Modeling and verification of piezoelectric wind energy harvesters enhanced by interaction between vortex-induced vibration and galloping

Previous works verified experimentally that interactions between vortex-induced vibration (VIV) and galloping may greatly improve the performance of piezoelectric wind energy harvesters (PWEHs) at low wind speeds. However, no mathematical model has been available to date to predict the responses or optimize the structures of PWEHs. In this paper, a distributed-parameter electromechanical coupling model of a VIV-galloping interactive PWEH was derived and was then experimentally validated using two harvester prototypes.
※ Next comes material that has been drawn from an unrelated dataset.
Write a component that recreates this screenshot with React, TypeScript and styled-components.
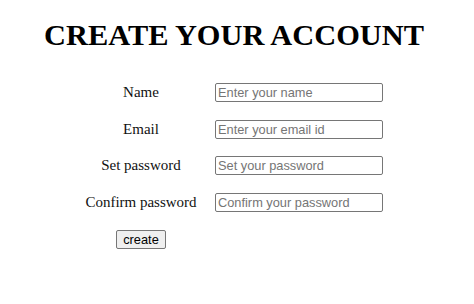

For the first prototype, while the theoretical critical galloping speed is approximately 2.1 times the theoretical critical VIV speed, the experiments verified the proposed model's prediction that this harvester involves full interaction between VIV and galloping because there is only one wind speed region (in the wind speed range of interest) that offers high electrical output. For the second prototype, whose theoretical galloping speed is about 2.3 times the critical VIV speed, the model indicates that there are two completely separate wind speed regions that have relatively high electrical outputs, implying that this is a harvester without the interaction between VIV and galloping, coinciding with the experimental results. For both prototypes, the model is accurate enough to predict the onset reduced speeds for the wind speed regions with high electrical outputs, and can be used to obtain the output voltage in the wind speed range of interest. The proposed model can thus be used to design VIV-galloping interactive PWEHs with enhanced performance in the collection of low speed airflows.